Gareth is a bright lad with a disruptive streak, but disruption is not always a good thing.

Is the interest paid on a loan somehow NOT an expense?

As i commented on Bernards post the other day and why Rodnys tax idea is important

The reason there is so much talk about a Universal Basic Income is that the whole economic system is collapsing and this is just one more measure to try and prop it up.

The really big problem facing all economies has been staring us in the face for the past thirty years or more.
It is right in our faces and we cannot see it.

Businesses, large and small, can no longer survive without government intervention.

We all talk about the collapsed middle class, but there is also the class that runs all of our businesses, large and small. I guess we would call them the business classes

The business classes are people of means, they are the rich class and the wealthy class. If they are allowed to collapse, along with the middle class, then there would be no use pretending. It would be all too obvious “The Game Is Over”

While governments have done little to save the collapsing middle classes they are pulling all stops to save the rich and wealthy classes

Here are all the signs of a failed capitalist economy.

To make sure that the business classes remain rich and wealthy governments are pumping money into them at an ever increasing rate.

Sale of State Assets at rock bottom prices

Public Private Partnerships that privatize the profits and socialize the losses

Cutting taxes and even giving them tax loopholes to avoid paying tax

Ever tougher Patents and Copyright Laws so they can maintain their monopolies for much longer

Getting the people to pay weekly into super funds to help Hedge Funds survive.

Boosting the transport industry by destroying national rail services

Allowing Casinos to keep 30% while restricting social and sports groups to 10%

Pumping Billions into construction companies by building sports stadiums, convention centres that cant pay their way

Pumping billions in to extravagances like Olympic games and world cups

Never ending wars pumping trillions into businesses that supply military equipment

An ever expanding Surveillance system pumping billions into security firms

Trade agreements like the TPPA and TTiP to protect the Corporates

Trade agreements giving corporations access to low wage economies

Without all this government intervention most of these businesses would fail.

If these businesses fail then the Business classes would collapse making the rich poor and the wealthy just rich

We see a big increase in Lobbyists because businesses are terrified of the consequences if the government should abandon them.

Notice how the government is not chasing businesses the businesses are chasing them, paying them, bribing them.

The whole economy is a Big Bubble blown up by successive governments.

The only question is

Will this government created bubble bust or is it sustainable?

I believe the bubble is nearing bursting point.

Technology is pricking away at this bubble, and although mounting debt cause economic collapse this will pale into insignificance when Technology finally bursts the governments bubble.

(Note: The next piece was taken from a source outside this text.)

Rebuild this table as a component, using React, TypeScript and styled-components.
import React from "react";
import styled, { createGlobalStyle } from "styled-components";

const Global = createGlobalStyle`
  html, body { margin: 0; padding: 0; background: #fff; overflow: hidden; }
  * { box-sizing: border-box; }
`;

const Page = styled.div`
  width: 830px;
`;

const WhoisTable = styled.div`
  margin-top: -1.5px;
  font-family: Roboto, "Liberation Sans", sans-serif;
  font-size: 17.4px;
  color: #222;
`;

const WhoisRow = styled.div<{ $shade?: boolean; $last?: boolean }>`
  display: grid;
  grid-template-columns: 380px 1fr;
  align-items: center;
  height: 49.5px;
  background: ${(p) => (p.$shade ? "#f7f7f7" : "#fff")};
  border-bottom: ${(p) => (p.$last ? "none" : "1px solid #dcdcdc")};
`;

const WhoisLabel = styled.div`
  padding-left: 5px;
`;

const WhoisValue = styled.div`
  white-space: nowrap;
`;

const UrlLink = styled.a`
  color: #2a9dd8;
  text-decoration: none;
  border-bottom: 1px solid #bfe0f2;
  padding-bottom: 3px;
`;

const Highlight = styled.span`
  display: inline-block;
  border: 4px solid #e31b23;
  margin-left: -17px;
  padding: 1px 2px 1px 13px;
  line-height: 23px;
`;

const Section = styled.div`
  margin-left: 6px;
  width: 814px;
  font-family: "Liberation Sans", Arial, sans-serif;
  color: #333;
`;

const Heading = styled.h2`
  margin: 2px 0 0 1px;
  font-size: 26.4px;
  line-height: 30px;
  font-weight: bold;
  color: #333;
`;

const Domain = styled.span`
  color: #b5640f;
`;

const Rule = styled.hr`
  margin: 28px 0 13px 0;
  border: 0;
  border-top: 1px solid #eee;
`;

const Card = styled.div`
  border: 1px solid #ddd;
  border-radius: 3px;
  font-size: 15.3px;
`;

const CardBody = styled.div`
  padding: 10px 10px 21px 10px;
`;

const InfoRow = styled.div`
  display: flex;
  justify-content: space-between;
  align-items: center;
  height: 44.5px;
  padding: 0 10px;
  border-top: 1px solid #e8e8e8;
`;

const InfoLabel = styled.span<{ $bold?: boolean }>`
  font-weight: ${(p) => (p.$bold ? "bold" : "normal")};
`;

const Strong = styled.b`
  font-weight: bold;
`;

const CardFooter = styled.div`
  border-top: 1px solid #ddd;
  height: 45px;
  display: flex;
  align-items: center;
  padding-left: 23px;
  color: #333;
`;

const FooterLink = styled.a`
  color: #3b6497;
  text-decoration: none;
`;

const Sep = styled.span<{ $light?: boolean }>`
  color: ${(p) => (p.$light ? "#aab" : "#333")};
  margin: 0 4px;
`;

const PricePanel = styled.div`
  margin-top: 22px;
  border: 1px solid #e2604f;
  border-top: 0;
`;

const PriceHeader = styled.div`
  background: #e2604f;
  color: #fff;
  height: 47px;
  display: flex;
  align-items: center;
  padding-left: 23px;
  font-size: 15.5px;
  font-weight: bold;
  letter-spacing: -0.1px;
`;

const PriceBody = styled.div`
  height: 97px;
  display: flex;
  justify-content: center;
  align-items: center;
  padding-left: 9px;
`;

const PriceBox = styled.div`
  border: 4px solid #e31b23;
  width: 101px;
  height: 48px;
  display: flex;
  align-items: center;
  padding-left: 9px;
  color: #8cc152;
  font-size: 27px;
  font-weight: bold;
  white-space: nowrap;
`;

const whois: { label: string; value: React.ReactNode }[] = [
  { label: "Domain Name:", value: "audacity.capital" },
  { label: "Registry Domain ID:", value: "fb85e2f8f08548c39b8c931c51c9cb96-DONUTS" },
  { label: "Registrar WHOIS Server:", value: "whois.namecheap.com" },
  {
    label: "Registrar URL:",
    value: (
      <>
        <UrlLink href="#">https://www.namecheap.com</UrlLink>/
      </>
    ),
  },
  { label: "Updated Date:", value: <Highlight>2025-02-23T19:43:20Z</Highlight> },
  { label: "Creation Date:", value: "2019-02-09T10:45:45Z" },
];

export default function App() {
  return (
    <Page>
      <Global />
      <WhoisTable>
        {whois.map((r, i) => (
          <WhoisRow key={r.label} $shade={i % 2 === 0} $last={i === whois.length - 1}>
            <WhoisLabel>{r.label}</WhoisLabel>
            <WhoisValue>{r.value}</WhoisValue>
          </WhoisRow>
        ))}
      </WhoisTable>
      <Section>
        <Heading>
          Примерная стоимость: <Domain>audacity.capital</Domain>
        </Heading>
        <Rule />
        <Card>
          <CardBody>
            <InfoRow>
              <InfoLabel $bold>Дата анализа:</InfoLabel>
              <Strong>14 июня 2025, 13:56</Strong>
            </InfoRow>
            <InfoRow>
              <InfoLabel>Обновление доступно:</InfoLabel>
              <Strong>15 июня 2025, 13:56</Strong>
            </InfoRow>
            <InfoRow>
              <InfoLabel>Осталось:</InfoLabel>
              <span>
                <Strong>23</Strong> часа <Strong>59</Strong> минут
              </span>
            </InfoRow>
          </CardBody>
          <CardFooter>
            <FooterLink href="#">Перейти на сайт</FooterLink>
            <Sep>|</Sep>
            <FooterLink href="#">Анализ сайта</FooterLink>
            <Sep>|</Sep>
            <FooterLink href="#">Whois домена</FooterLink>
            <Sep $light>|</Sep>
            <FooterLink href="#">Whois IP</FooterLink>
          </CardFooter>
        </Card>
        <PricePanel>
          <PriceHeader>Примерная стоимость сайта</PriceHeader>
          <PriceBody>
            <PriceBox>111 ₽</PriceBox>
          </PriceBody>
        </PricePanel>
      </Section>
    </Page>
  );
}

The outcome will be a political and economical revolution and a much better world.

So a UBI is just another government puff of air in an already over inflated balloon to slow the tide of change.

And of course Rodneys tax cut is part of the above

Gee, and I thought the collapsing economic system is as a result of it being a huge ponzi scheme...and let's not forget all that created money!

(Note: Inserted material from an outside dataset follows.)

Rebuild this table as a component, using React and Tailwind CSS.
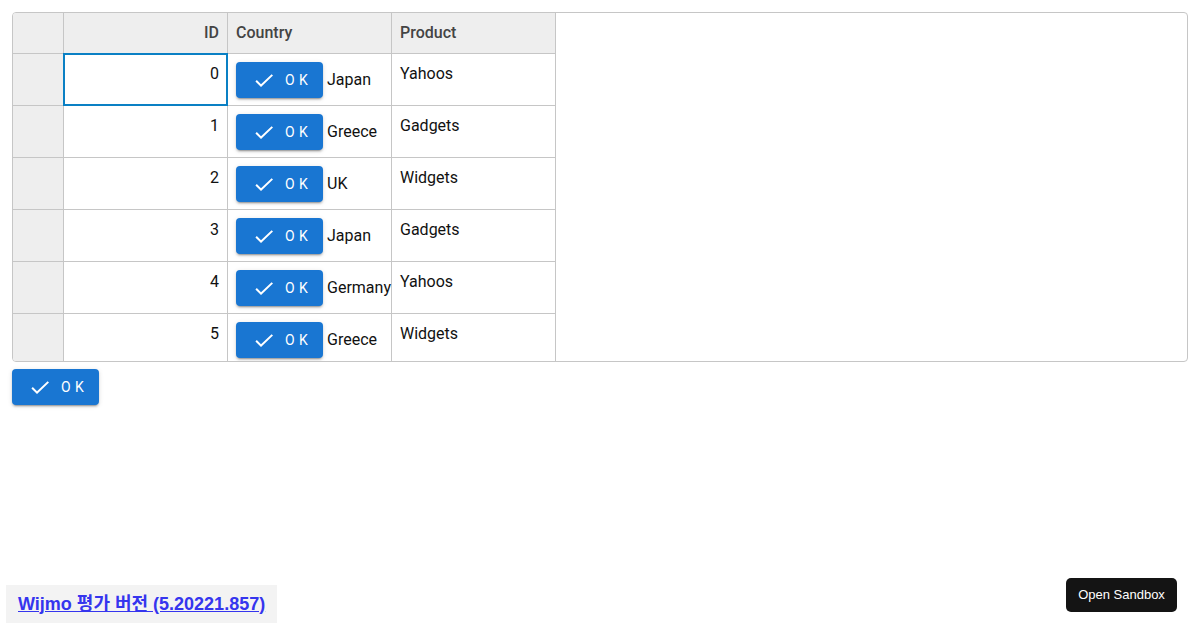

Companies aren't charities, so who actually pays company tax? Personally I think Company Tax is merely a way to raise tax in a less than transparent way, hiding the true burden that individuals face. I'd have no problem getting rid of it, provided suitable rules to prevent untaxed personal enjoyment of company property are in place.

Isn't Sanitarium owned by a charity and pays no taxes? Another rort on the tax payer!

I like Sir Bob Jones' ideas better.

First - Britain had a tax on owner occupiers - Schedual A tax based on notional rent with deductions for repairs etc - was a dog, didn't collect much and was rightly scrapped saving/losing 1000's of unproductive tax fumblers. So much talk & effort is put into ways of raising more tax where the burden on slightly above average income taking into account PAYE/ACC/Petrol Duty/Rates/Alcohol Duty/and of course GST which in many instances is levied on top of those taxes, (in my view any charge you have to pay that is unavoidable if you wish to transact something essential) and is now close to 50% of gross earned income. There is no incentive to save out of taxed income and the limitless waste and lousy decisions of Politicians and Beaurecrats with little or no real accountability is leading to a populace that trusts few traditional organs of state or organizations we have relied on to protect/help us. About time a similar effort was put into identifying such waste removing the cause and put to more productive use the human and physical capital released, I suspect a 10% reduction in public expenditure is possible without the negative impact of ever increasing taxation which lead to either a disincentive to work or a block on creativity. Some 30 years ago if memory is right the Irish Bankers went on strike believing the economy would collapse without them, it didn't as people found ways of transacting without Banks, likewise proposition 13 in California was predicted to lead to a collapse of public services - Fire/Police Etc, again it didn't happen and the result was a booming state which is now bigger economically than many countries.

Yes where is the incentive to save out of taxed income. Deposit money into a bank, get taxed on the interest earned. The bank then on lends your deposit to property investors who take some tax advantage of the interest charged on the mortgage? Seems a bit absurd really.

Just a note: modern money isn't created by fractional reserve banking. Fractional reserve banking requires a portion of a deposit to be held as reserve. No new money is created, instead a proportion of existing money on deposit is loaned out. New money is created by making new loans without a deposit at all. That new loan becomes a deposit at the same bank or another bank when the borrower deposits it in another bank or pays another person the money, who in turn will place it on deposit somewhere. The originating lender must then borrow that deposit back or, borrow overnight from a reserve bank. So you're right in that money expansion happens mostly because of commercial banking but it is not the fractional reserve system that is causing the expansion of the money supply. There is a paper from the BoE that details this process exhaustively.

Or you could read this.

Who on earth listens to the right wing ravings of Rodney Hide? He's an idiot.